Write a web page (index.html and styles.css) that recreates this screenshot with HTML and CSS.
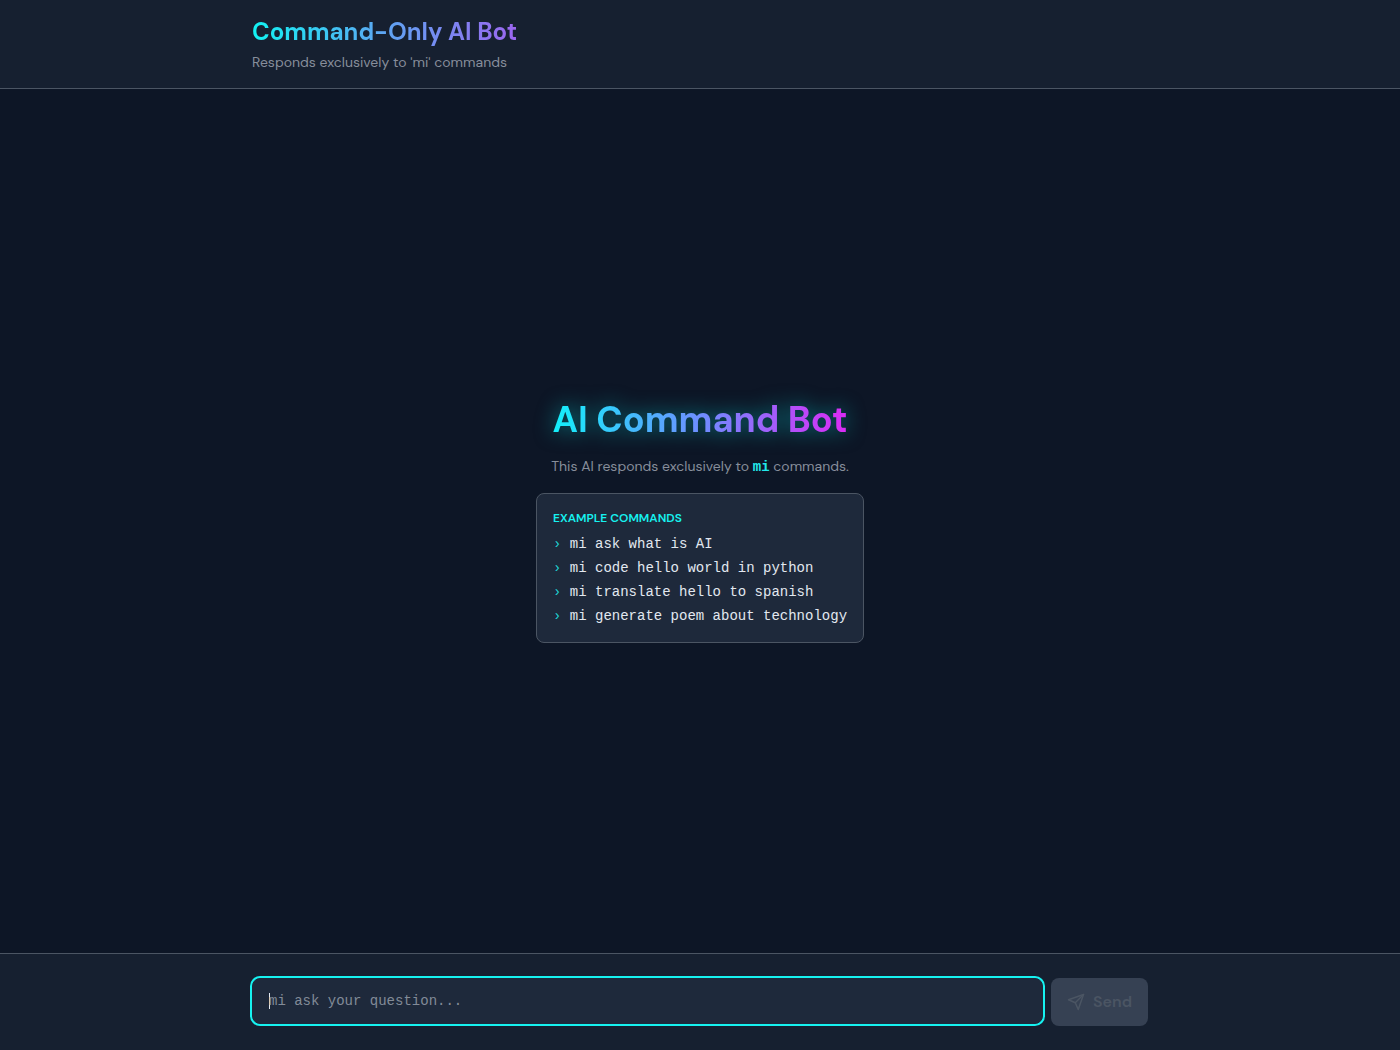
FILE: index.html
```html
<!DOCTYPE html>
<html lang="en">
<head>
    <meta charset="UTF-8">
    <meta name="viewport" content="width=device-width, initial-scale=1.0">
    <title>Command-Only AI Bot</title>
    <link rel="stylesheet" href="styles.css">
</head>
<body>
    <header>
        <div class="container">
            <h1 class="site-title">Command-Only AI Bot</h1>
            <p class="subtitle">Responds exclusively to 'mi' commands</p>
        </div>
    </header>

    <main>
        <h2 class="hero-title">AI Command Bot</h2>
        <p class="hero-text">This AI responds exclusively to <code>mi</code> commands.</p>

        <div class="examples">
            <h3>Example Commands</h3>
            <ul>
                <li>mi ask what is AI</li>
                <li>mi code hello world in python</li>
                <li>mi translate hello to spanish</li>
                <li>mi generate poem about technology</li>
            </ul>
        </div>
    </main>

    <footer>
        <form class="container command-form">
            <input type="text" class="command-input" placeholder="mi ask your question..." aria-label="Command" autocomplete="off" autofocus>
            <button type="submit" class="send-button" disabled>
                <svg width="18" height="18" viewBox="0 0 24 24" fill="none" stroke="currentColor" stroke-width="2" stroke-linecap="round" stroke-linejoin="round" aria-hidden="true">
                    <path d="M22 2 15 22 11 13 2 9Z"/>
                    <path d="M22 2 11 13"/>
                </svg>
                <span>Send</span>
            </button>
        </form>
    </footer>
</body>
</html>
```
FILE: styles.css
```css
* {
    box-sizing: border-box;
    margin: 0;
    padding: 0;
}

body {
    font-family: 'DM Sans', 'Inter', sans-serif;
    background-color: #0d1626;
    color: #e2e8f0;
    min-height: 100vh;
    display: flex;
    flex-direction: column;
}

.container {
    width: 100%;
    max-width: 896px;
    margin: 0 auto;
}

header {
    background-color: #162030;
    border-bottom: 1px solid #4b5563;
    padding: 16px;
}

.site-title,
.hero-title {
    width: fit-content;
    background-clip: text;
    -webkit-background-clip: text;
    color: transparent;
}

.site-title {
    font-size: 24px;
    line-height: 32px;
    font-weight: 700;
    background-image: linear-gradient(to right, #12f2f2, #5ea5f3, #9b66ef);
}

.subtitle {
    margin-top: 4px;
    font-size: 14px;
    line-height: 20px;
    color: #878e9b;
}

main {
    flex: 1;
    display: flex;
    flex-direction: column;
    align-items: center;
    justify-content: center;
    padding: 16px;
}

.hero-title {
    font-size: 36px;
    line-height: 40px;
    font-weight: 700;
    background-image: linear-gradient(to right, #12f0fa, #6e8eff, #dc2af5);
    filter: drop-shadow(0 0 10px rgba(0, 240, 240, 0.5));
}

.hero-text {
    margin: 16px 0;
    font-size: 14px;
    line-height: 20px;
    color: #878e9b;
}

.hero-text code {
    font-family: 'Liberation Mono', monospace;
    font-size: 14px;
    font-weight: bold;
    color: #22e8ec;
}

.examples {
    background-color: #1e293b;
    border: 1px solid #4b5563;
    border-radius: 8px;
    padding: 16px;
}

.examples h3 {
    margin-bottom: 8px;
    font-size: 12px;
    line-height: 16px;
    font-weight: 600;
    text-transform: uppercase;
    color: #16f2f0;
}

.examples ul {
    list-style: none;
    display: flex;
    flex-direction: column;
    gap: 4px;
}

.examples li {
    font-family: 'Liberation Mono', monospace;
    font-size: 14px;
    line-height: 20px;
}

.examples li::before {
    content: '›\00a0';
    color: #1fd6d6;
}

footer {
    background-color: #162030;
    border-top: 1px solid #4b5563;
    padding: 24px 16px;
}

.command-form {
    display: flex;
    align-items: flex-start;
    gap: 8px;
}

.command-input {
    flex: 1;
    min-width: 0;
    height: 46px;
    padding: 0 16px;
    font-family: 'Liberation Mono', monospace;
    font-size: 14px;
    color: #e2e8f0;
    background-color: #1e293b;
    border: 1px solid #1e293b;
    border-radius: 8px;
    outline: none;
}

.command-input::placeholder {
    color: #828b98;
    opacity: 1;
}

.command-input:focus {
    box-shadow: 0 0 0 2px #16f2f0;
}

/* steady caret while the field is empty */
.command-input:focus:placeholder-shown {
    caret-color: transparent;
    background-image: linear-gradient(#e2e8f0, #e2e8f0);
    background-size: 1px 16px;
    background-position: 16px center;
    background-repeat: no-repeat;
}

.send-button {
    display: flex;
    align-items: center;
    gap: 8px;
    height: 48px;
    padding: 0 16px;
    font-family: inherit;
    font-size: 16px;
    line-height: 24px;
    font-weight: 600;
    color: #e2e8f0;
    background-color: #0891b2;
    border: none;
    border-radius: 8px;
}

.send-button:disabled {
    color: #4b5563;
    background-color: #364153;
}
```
###
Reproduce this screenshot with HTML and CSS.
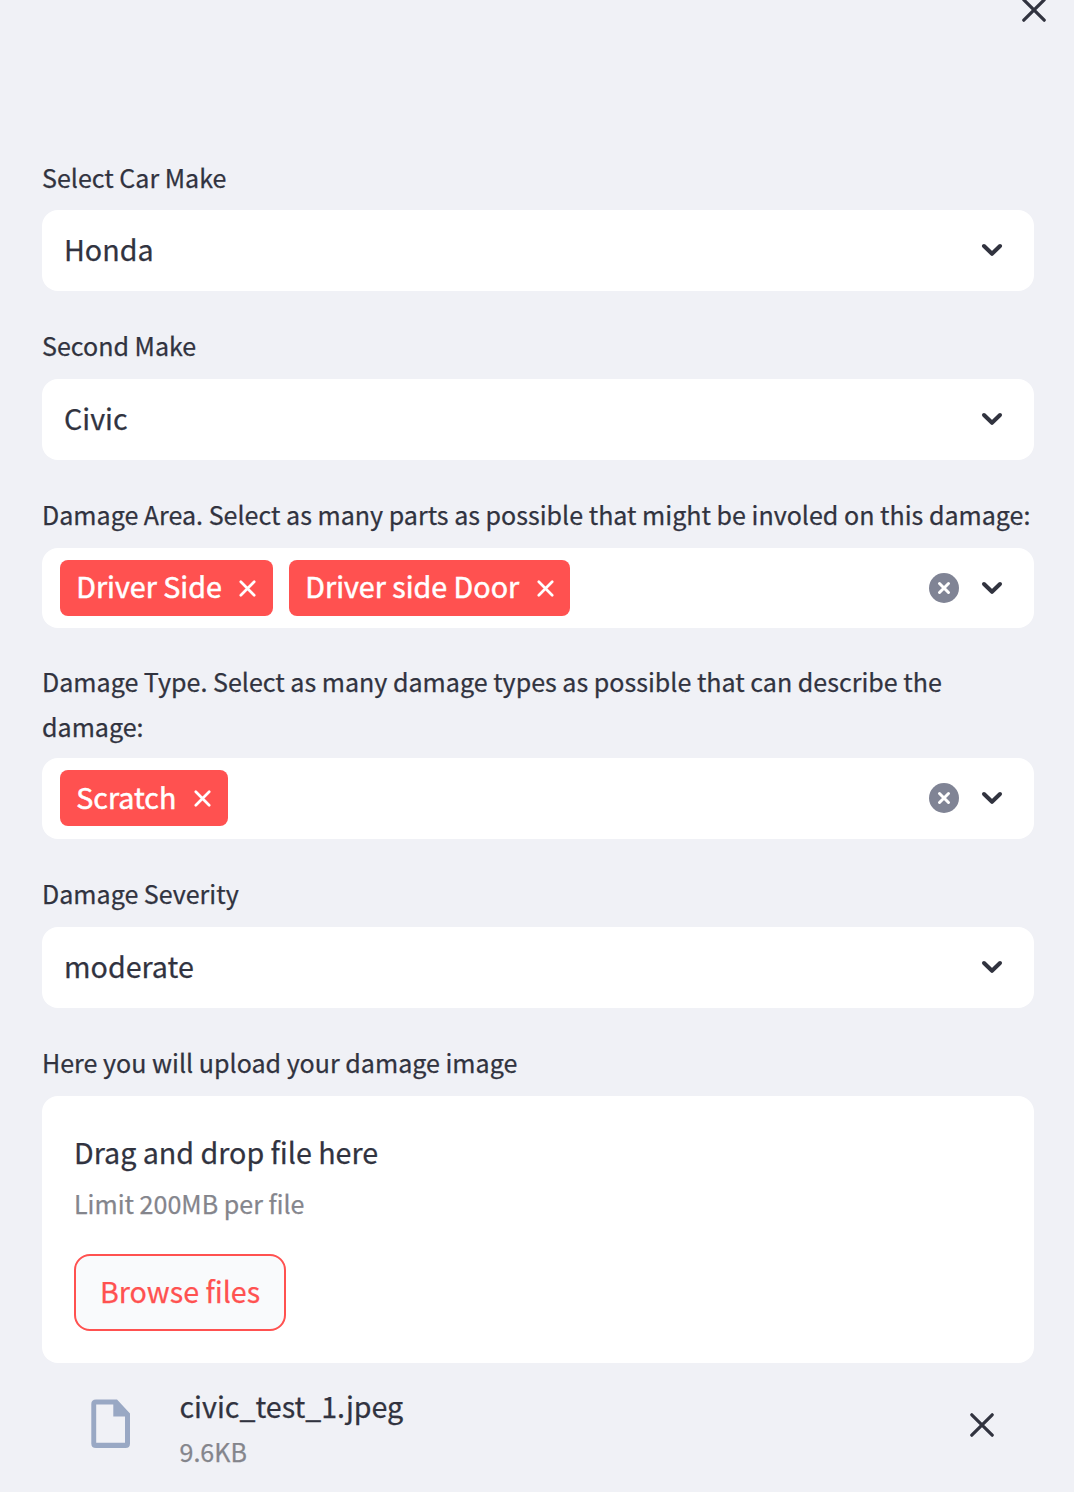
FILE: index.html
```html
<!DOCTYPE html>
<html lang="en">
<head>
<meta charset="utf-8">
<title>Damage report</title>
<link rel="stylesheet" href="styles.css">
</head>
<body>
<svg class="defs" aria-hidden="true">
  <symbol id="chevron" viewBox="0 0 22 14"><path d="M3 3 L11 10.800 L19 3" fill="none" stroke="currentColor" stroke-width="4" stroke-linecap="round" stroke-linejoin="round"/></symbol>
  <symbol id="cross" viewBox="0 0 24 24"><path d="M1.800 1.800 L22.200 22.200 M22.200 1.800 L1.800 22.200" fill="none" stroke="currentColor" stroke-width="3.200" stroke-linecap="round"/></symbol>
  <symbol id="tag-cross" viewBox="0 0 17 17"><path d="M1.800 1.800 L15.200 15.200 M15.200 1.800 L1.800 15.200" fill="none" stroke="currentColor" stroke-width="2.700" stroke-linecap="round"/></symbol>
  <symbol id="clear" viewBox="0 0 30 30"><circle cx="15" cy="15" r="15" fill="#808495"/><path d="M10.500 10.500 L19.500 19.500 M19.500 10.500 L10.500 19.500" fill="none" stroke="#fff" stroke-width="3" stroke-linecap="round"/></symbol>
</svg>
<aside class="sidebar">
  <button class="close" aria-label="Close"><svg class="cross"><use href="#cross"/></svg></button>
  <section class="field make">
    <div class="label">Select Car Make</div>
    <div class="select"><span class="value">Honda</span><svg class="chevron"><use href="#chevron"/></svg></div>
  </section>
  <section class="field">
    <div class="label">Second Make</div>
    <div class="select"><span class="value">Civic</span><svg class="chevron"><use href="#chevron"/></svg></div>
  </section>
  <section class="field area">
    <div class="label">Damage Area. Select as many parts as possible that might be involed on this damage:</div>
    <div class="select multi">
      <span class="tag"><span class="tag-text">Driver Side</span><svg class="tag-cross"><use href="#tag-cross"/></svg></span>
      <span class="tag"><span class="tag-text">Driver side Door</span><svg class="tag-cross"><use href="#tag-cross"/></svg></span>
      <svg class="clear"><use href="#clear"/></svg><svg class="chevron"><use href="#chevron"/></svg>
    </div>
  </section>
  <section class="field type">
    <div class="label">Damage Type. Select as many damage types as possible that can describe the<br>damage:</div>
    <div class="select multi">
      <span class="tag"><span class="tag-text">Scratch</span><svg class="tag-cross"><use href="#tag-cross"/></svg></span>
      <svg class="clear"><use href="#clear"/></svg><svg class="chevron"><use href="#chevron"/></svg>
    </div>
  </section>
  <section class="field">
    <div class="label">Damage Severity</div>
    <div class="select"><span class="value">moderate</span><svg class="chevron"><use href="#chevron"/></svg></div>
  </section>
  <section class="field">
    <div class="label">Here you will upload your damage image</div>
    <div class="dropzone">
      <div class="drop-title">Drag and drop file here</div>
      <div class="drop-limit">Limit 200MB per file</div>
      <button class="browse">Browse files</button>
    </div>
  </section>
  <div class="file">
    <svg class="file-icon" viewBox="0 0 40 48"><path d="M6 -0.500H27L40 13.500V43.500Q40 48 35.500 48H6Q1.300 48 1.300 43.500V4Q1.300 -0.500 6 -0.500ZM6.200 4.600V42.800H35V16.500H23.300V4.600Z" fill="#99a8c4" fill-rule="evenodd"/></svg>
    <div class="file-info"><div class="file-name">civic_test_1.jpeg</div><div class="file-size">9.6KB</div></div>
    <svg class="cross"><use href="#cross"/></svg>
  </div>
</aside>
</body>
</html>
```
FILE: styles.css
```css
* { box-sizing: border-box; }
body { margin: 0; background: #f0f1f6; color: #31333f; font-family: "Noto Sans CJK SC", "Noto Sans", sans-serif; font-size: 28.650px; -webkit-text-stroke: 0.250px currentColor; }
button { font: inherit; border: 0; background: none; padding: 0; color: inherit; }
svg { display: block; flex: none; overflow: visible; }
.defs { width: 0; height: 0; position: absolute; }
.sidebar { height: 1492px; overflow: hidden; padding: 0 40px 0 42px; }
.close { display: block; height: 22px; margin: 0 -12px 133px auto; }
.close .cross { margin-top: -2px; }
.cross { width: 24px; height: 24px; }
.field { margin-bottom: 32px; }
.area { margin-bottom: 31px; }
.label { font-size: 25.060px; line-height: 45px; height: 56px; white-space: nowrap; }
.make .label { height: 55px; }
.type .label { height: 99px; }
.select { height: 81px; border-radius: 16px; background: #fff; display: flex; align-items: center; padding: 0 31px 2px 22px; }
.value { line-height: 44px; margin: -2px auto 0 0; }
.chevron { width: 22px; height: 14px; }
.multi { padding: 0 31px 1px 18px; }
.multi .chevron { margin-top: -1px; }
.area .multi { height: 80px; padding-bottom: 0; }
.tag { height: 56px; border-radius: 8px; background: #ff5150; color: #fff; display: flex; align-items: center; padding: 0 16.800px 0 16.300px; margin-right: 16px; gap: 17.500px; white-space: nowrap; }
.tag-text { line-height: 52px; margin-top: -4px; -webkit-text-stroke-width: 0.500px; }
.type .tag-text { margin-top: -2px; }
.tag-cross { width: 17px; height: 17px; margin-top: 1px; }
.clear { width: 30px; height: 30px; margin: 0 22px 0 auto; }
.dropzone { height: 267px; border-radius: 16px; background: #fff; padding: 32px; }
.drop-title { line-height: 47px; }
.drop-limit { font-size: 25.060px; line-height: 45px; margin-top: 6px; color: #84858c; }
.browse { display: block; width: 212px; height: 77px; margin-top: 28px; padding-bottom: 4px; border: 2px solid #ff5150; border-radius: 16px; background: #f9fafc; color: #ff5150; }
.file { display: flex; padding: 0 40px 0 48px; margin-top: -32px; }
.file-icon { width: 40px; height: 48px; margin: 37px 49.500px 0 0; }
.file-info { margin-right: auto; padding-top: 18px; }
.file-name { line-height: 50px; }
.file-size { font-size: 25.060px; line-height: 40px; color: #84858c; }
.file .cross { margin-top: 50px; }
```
###
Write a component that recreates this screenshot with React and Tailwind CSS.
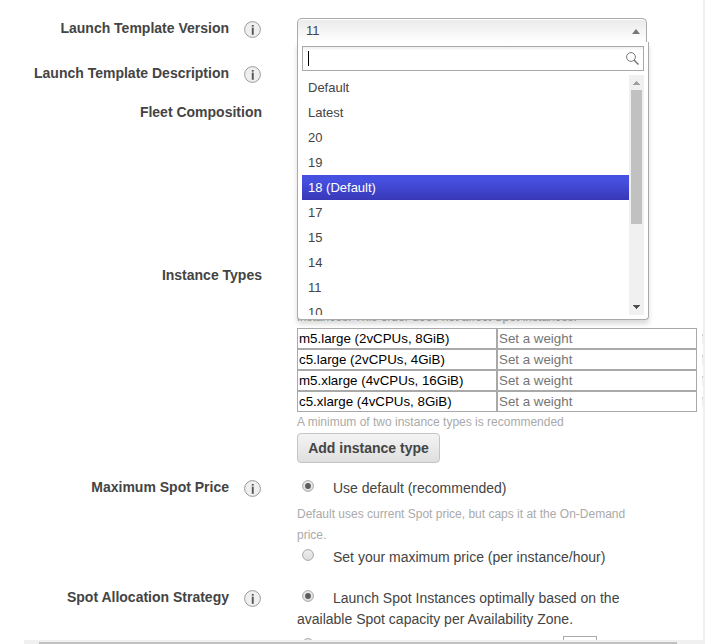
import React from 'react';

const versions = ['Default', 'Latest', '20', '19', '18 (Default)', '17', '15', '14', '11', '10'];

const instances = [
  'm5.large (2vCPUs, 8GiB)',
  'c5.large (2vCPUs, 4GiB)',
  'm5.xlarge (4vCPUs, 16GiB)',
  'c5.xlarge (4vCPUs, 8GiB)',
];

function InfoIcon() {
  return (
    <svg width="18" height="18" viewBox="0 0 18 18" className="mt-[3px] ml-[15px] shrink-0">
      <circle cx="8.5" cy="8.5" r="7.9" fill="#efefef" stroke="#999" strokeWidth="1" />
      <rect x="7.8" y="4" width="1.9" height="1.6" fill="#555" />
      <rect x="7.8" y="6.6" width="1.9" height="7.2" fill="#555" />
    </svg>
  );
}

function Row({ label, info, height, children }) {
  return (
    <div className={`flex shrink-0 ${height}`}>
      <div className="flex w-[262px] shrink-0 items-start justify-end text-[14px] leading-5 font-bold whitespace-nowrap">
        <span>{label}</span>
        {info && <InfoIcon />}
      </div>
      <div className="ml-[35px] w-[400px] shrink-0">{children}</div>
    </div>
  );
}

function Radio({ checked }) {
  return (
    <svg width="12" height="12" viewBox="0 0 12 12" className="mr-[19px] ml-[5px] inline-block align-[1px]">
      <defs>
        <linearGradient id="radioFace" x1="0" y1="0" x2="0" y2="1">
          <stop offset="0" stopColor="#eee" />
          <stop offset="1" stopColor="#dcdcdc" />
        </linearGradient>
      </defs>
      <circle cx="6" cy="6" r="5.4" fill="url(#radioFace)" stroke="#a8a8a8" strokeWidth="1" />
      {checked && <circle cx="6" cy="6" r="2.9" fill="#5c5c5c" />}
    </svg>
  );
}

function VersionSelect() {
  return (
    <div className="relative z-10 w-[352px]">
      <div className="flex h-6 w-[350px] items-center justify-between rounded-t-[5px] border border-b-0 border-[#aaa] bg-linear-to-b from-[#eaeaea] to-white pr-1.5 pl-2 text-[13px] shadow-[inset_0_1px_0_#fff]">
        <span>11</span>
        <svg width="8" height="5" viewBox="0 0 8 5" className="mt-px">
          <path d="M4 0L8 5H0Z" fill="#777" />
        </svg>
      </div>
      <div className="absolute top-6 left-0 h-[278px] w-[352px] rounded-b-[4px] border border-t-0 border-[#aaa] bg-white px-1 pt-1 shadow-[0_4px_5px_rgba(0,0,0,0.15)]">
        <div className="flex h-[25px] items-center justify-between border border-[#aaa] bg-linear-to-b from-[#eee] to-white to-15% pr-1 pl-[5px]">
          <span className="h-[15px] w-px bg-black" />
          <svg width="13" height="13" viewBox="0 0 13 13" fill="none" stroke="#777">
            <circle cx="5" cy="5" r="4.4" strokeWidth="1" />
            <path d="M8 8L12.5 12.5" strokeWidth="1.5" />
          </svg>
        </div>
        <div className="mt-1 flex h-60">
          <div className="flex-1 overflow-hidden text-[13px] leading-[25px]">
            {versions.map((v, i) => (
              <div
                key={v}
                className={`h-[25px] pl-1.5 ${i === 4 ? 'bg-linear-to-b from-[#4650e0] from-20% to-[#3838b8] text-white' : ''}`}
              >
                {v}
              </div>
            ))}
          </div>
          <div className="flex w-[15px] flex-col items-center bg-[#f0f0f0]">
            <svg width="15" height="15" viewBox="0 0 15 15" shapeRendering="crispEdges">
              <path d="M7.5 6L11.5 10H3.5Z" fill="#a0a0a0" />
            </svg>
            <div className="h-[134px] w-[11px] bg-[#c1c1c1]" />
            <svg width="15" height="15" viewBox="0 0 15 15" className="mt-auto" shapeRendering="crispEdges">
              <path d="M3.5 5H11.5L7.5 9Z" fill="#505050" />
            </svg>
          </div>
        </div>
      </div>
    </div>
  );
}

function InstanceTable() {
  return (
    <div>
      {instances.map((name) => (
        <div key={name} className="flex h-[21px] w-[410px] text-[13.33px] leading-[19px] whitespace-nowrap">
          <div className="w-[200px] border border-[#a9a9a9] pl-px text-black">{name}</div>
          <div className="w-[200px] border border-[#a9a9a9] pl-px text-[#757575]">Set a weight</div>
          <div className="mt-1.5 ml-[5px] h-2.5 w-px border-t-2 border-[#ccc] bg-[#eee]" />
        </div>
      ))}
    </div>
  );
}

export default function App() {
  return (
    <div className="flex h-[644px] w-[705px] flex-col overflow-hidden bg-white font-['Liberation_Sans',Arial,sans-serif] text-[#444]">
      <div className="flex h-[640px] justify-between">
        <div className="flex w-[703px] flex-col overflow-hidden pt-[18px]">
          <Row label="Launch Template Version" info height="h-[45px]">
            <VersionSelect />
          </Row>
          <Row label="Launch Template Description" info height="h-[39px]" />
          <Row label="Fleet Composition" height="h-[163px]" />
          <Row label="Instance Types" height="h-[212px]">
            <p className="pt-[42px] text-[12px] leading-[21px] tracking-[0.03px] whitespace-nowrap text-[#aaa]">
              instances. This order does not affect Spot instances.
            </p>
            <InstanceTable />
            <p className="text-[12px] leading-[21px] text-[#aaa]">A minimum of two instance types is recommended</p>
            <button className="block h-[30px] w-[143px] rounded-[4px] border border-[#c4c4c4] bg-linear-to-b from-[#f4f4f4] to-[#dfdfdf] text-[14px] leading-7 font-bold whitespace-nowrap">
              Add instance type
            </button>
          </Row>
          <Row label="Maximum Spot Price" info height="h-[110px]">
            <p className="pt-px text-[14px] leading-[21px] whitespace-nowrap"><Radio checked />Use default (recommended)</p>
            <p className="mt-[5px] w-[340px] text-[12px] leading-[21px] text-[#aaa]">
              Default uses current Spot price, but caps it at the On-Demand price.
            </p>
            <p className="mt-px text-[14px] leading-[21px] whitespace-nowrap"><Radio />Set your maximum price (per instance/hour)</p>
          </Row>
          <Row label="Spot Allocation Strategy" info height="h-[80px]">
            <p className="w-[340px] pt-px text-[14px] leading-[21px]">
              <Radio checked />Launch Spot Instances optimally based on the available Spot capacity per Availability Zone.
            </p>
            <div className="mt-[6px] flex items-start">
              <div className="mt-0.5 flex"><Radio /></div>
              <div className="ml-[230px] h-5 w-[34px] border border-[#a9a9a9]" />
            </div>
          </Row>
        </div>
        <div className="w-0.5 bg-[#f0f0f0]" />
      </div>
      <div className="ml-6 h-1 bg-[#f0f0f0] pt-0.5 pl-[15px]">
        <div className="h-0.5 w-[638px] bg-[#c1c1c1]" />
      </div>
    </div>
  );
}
###
**Work required**
Take every line that includes the string "with" and copy it.

**Complete answer**
Write a web page (index.html and styles.css) that recreates this screenshot with HTML and CSS.
Reproduce this screenshot with HTML and CSS.
Write a component that recreates this screenshot with React and Tailwind CSS.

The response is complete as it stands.